TASK GOAL: State only the count of lines in the listing below that hold "Tailwind".

DATASET:
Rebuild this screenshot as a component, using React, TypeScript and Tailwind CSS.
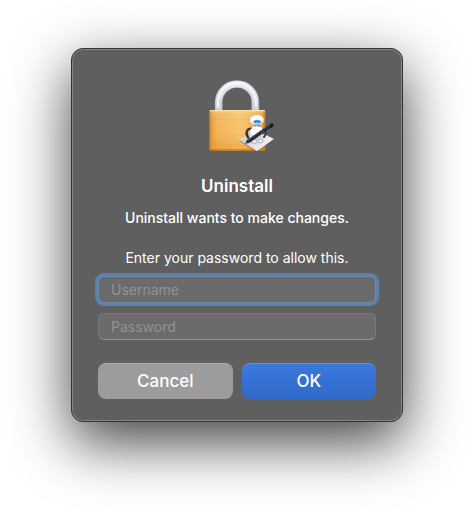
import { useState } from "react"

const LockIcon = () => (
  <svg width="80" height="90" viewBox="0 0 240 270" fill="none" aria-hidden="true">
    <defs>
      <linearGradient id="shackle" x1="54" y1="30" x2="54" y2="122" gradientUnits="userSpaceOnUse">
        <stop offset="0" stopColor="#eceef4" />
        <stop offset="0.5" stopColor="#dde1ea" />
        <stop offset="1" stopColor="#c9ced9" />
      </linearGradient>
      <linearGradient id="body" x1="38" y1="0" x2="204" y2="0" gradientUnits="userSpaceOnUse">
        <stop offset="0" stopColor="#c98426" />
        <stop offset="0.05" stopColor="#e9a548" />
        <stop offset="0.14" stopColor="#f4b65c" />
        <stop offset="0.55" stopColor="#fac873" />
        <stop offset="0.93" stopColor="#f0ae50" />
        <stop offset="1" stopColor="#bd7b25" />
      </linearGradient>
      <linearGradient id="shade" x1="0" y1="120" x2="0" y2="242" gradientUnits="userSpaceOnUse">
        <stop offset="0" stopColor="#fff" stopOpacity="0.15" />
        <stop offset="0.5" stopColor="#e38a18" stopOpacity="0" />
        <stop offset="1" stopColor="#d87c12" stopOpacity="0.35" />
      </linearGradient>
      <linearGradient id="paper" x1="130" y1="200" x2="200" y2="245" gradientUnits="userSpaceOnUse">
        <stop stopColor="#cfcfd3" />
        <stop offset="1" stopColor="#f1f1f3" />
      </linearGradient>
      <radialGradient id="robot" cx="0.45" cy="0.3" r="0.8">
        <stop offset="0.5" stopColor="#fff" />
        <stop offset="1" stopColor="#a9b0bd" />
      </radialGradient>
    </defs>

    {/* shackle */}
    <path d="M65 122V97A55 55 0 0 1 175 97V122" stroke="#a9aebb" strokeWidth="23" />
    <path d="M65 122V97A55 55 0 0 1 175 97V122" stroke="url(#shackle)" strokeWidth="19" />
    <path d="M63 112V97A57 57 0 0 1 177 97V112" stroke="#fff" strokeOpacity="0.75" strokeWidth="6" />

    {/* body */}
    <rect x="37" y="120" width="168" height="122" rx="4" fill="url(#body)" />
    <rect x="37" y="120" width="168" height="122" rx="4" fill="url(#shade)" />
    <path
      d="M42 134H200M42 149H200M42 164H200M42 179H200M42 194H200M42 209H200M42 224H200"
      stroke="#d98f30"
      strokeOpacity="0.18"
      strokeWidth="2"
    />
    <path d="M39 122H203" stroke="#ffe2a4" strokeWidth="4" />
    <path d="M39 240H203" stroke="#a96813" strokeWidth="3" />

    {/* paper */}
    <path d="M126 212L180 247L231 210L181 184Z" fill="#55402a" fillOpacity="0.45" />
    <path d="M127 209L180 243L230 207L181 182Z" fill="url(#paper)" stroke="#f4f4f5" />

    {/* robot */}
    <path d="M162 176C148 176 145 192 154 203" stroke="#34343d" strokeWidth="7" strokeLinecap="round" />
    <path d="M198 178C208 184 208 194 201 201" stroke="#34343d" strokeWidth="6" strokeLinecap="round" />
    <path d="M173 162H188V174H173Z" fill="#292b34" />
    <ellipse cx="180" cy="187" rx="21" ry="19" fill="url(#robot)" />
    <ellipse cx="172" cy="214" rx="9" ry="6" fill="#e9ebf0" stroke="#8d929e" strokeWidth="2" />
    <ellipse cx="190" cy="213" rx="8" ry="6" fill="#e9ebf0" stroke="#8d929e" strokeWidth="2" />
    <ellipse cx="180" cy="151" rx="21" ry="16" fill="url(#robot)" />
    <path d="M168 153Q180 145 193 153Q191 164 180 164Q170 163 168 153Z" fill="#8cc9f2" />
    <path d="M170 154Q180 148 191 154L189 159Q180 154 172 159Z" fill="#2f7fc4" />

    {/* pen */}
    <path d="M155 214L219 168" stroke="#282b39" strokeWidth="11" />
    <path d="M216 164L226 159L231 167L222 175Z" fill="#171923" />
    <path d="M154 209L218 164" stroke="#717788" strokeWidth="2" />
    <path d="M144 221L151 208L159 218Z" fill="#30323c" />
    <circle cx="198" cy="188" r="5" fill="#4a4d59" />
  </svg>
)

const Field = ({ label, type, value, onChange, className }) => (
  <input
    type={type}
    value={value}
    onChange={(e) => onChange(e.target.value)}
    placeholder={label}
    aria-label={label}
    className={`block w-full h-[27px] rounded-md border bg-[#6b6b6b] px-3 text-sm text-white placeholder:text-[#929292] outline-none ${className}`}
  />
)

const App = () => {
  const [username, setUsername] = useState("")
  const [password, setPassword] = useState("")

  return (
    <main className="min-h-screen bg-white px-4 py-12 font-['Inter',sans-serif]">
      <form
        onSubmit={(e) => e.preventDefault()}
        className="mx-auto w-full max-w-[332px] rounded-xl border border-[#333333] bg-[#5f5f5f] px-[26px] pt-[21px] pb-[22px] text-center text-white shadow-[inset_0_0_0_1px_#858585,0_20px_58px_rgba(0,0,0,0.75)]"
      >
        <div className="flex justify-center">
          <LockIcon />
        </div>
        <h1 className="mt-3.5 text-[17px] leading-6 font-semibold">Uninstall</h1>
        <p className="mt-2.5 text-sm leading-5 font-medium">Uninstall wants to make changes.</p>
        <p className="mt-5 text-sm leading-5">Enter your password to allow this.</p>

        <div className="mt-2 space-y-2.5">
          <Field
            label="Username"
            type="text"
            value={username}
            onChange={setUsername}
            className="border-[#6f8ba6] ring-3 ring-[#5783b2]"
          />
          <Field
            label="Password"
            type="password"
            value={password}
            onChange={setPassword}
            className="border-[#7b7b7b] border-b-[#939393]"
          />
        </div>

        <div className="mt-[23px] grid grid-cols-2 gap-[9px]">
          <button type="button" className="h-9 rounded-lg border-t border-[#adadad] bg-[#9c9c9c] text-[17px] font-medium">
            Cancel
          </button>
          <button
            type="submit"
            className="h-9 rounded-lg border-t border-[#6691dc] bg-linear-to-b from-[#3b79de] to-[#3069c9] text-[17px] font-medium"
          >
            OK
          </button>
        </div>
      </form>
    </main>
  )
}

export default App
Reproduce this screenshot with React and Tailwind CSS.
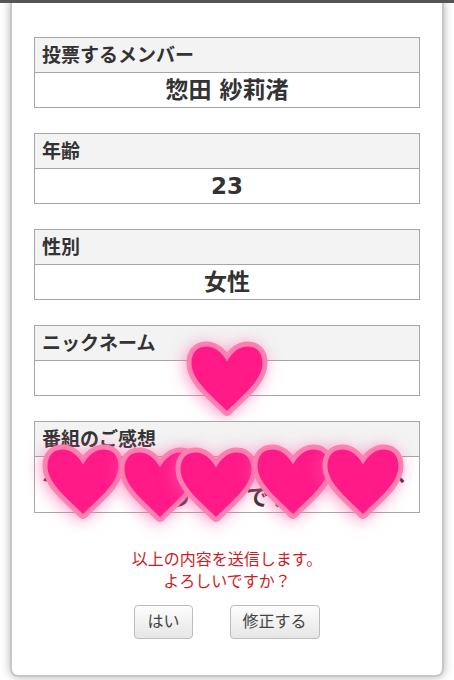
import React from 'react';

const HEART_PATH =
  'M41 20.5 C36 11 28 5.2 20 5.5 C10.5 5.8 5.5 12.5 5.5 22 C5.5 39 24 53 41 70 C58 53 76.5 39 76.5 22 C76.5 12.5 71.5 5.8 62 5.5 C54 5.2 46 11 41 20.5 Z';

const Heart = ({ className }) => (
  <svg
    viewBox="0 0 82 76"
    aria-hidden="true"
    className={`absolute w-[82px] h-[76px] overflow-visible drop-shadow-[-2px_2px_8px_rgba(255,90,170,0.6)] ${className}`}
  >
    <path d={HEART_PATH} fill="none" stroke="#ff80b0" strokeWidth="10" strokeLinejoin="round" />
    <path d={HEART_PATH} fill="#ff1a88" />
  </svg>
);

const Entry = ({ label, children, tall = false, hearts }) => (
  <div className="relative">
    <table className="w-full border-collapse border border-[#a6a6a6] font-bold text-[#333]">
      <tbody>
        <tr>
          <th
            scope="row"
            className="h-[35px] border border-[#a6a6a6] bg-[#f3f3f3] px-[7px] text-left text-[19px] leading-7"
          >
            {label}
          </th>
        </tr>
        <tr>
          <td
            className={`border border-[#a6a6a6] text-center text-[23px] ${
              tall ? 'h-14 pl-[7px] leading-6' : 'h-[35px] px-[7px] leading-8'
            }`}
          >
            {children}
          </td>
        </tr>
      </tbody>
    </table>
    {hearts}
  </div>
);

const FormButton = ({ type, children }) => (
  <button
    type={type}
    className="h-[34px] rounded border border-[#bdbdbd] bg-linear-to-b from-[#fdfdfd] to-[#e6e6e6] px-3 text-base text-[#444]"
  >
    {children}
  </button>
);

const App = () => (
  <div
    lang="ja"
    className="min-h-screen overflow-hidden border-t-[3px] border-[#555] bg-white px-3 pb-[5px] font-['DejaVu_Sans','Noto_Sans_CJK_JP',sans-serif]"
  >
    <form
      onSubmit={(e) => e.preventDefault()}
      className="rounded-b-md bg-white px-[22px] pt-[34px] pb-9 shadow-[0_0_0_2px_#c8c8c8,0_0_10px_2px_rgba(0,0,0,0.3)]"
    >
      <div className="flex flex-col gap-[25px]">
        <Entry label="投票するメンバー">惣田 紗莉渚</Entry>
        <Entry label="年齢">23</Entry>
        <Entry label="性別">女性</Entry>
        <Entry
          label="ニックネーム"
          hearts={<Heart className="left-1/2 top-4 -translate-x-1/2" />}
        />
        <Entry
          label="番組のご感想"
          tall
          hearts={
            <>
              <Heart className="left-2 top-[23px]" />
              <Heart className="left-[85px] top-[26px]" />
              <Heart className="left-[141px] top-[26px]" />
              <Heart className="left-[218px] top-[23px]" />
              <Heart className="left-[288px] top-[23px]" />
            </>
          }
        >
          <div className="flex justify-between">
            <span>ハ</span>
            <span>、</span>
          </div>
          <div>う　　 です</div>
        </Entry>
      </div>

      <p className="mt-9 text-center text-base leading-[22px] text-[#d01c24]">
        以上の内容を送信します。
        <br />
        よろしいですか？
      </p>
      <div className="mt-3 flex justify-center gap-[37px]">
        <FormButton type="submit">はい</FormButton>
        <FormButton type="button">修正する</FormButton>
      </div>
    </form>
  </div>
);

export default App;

WORKED ANSWER: 2